Выбрать главу

Присутствие этих женщин среди сотен обезображенных, искалеченных умирающих солдат было странным, даже противоестественным. Обе они принадлежали к другому миру и, как ни пересиливали себя — леди Эмили с восхитительной христианской самоотверженностью, а Маргарет со спортивным упорством современной молодой женщины, — с трудом скрывали свое отвращение.
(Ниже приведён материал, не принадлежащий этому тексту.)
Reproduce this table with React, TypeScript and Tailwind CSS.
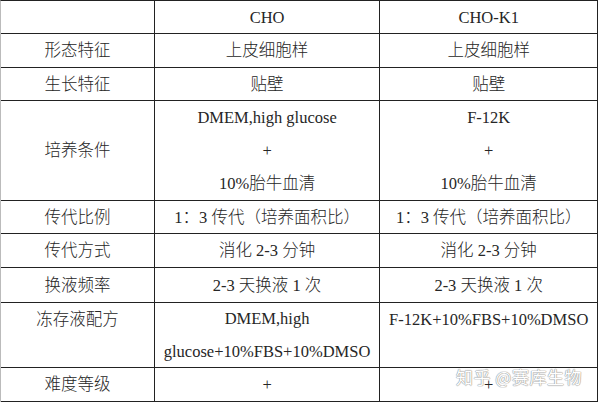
import React from "react";

type Cell = {
  lines: string[];
  align?: "top" | "middle";
};

type Row = {
  h: string;
  cells: [Cell, Cell, Cell];
};

const rows: Row[] = [
  { h: "h-[33px]", cells: [{ lines: [""] }, { lines: ["CHO"] }, { lines: ["CHO-K1"] }] },
  { h: "h-[34px]", cells: [{ lines: ["形态特征"] }, { lines: ["上皮细胞样"] }, { lines: ["上皮细胞样"] }] },
  { h: "h-[33px]", cells: [{ lines: ["生长特征"] }, { lines: ["贴壁"] }, { lines: ["贴壁"] }] },
  {
    h: "h-[100px]",
    cells: [
      { lines: ["培养条件"] },
      { lines: ["DMEM,high glucose", "+", "10%胎牛血清"] },
      { lines: ["F-12K", "+", "10%胎牛血清"] },
    ],
  },
  {
    h: "h-[33px]",
    cells: [
      { lines: ["传代比例"] },
      { lines: ["1：3 传代（培养面积比）"] },
      { lines: ["1：3 传代（培养面积比）"] },
    ],
  },
  { h: "h-[34px]", cells: [{ lines: ["传代方式"] }, { lines: ["消化 2-3 分钟"] }, { lines: ["消化 2-3 分钟"] }] },
  { h: "h-[35px]", cells: [{ lines: ["换液频率"] }, { lines: ["2-3 天换液 1 次"] }, { lines: ["2-3 天换液 1 次"] }] },
  {
    h: "h-[65px]",
    cells: [
      { lines: ["冻存液配方"], align: "top" },
      { lines: ["DMEM,high", "glucose+10%FBS+10%DMSO"] },
      { lines: ["F-12K+10%FBS+10%DMSO"], align: "top" },
    ],
  },
  { h: "h-[34px]", cells: [{ lines: ["难度等级"] }, { lines: ["+"] }, { lines: ["+"] }] },
];

const widths = ["w-[154px]", "w-[226px]", "w-[218px]"];

export default function App() {
  return (
    <div className="relative h-[402px] w-[600px] bg-white font-['Liberation_Serif','Noto_Sans_CJK_SC',serif] text-[16.5px] font-light text-[#262626]">
      <div className="flex w-[598px] flex-col border-t border-l border-t-[#222] border-l-[#bbb]">
        {rows.map((row, ri) => (
          <div key={ri} className={`flex ${row.h}`}>
            {row.cells.map((cell, ci) => (
              <div
                key={ci}
                className={`flex flex-col items-center border-r border-b border-[#222] ${widths[ci]} ${
                  cell.align === "top" ? "justify-start" : "justify-center"
                }`}
              >
                {cell.lines.map((line, li) => (
                  <div key={li} className="h-[33px] whitespace-nowrap leading-[33px]">
                    {line}
                  </div>
                ))}
              </div>
            ))}
          </div>
        ))}
      </div>

      {/* watermark */}
      <div className="absolute left-[456px] top-[366px] whitespace-nowrap font-['Noto_Sans_CJK_SC',sans-serif] text-[17px] font-normal leading-[22px] tracking-[0.5px] text-white [text-shadow:0_0_1px_#999,0_0_1px_#999,0_0_1px_#999]">
        知乎 @赛库生物
      </div>
    </div>
  );
}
Каждая из них, наверное, выскочила бы вон, на свежий воздух, если бы их не сдерживало так много условностей и если бы война с ее сложным развитием не впрягла в свою колесницу милосердие одной и любопытство другой.
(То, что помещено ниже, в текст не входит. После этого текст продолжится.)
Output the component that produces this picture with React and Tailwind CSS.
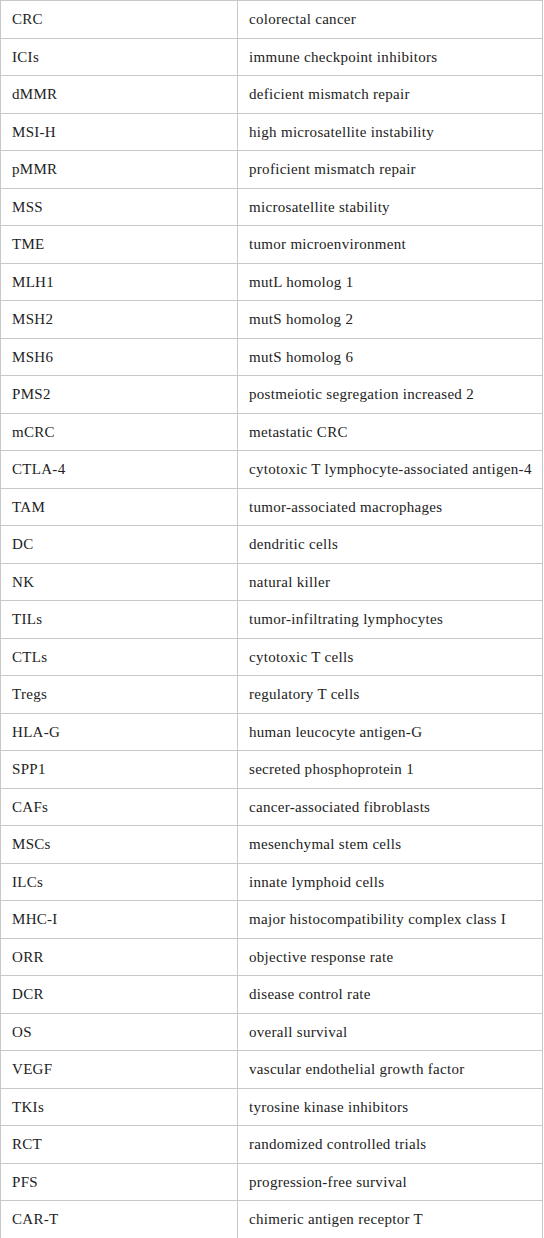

Когда Климент с видимой тревогой сообщил леди Эмили о своем открытии, ее длинное бескровное лицо совсем побелело. «О-о!» — испуганно вырвалось у нее, но восклицание было сдержанным и тихим, как это приличествовало даме ее положения. Страх, вспыхнувший в ее темно-серых, слегка навыкате глазах, тут же погас.
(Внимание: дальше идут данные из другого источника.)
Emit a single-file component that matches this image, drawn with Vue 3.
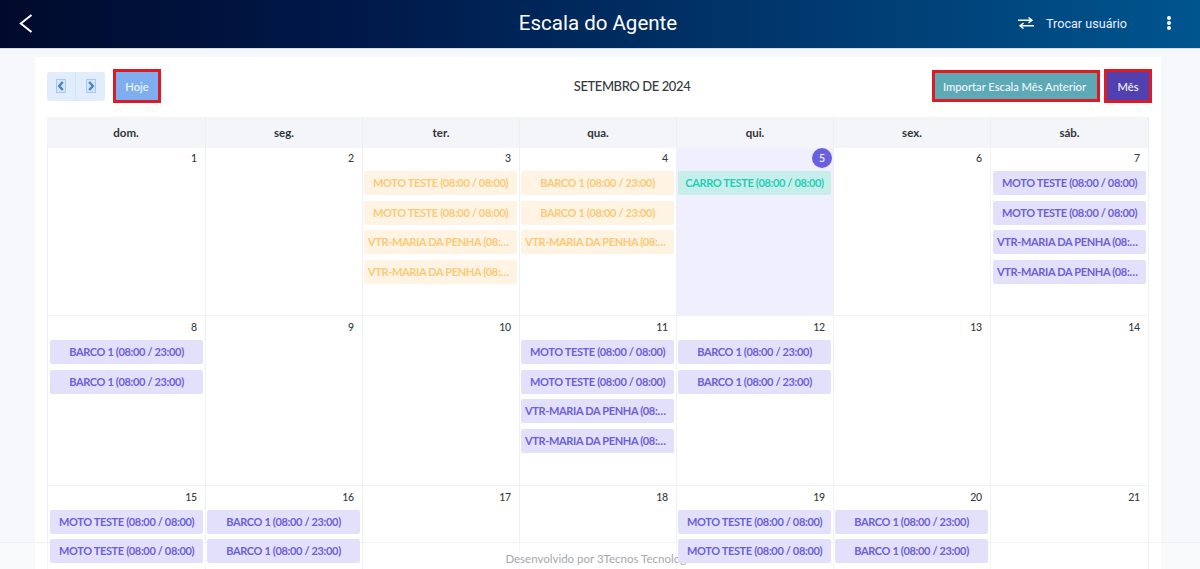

— От плохого к худшему, — сказала она по-английски, овладев собой. — Мы бессильны, моя милая!.. Что вы предлагаете, доктор? — продолжала леди Эмили уже по-французски и потому неохотно.

— В данных обстоятельствах? Благоволите сделать это вы... Мы беспомощны, Милосердная Леди.

Эмили Стренгфорд все болгары называли Милосердной Леди с тех пор, как после прошлогоднего восстания она прибыла со своим госпиталем, чтобы помочь жертвам фанатизма мусульман. Ее усилия были каплей в море, но по всей стране болгары говорили о ней с благодарностью. И вот, как только разразилась война, она снова вернулась сюда — на этот раз помогать раненым туркам, словно хотела подчеркнуть, что не делает разницы между христианами и мусульманами. «Для меня нет поработителя и порабощенных, есть только страждущие» — было девизом ее милосердия. И она врачевала страждущих, не жалея сил и средств.

— Но мы не сидим сложа руки, Милосердная Леди, — поспешил добавить Климент, заметив, что она вздернула маленький острый подбородок. — Разрешите мне сказать...

И он в точных выражениях сообщил о мерах, которые собирался предложить доктору Грину и Исмаил-бею. Виконтесса слушала молча, с застывшим лицом. Она была гораздо ниже его ростом, а Клименту казалось, что она слушает свысока, пренебрежительно, как того требует ее положение. Это его рассердило. И, злясь на себя, он заговорил резко и настойчиво.

— Хорошо, — кивнула она, невольно задержав взгляд на его шелковистых каштановых усах.

Этот врач, болгарин, был рекомендован ей его соотечественницей Филаретовой, в доме которой леди Эмили жила, с тех пор как приехала в Софию. Она сама потребовала от Джани-бея, чтобы тот его мобилизовал. И вот, уже несколько месяцев видя его ежедневно, она все больше убеждалась, что он старателен и воспитан. Но сейчас она вдруг обнаружила в нем дерзость, о которой не подозревала. Не намекает ли он, что кто-то (кто же? Доктор Грин или доктор Исмаил-бей?) не проявил достаточно усердия и предусмотрительности? Все, что говорил этот болгарин, было верно, но виконтесса, озадаченная его тоном, продолжала его разглядывать.

— Благодарю вас, — сказала она сдержанно и тотчас направилась к Сен-Клеру, который уже ей кланялся. — Добрый день, Джордж!

— Как поживаете, леди Эмили? Рад видеть вас, миссис Джексон!

Сен-Клер пошел вперед с виконтессой, а Климент остался с красивой американкой. Она остановилась, глядя на двух обмотанных бинтами солдат, которые о чем-то болтали, гримасничая и скаля зубы.

— Не знаешь, жалеть их или смеяться! — сказала Маргарет. — Они напоминают мне героев какой-то испанской комедии.

— Пожалуй... Только не комедии, а драмы.

Она бросила на него быстрый взгляд и вдруг отпрянула назад.

— Что с вами, миссис Джексон?

— Посмотрите, посмотрите вон на того! — прошептала она чужим голосом.

Климент посмотрел туда, куда она показывала. Солдат, распростертый на полу, как все... Бородатое лицо искажено чудовищной гримасой: лоб сморщен, скулы сведены, рот растянут в страшной зловещей улыбке. Risus sardonicus[11], определил он, уже привыкший видеть любые страдания.

— Что с ним? — спросила она испуганно.

— Отравление от загрязненной раны.

— Вы его лечите?

— Нет. Нечем.

— Он умрет?

— Неизбежно.

Маргарет побледнела и отвернулась. Но там, с другой стороны, опять были раненые. И все это было так тягостно, что она предпочла заговорить о себе.

— И я себя что-то неважно чувствую, видимо, простыла в дороге.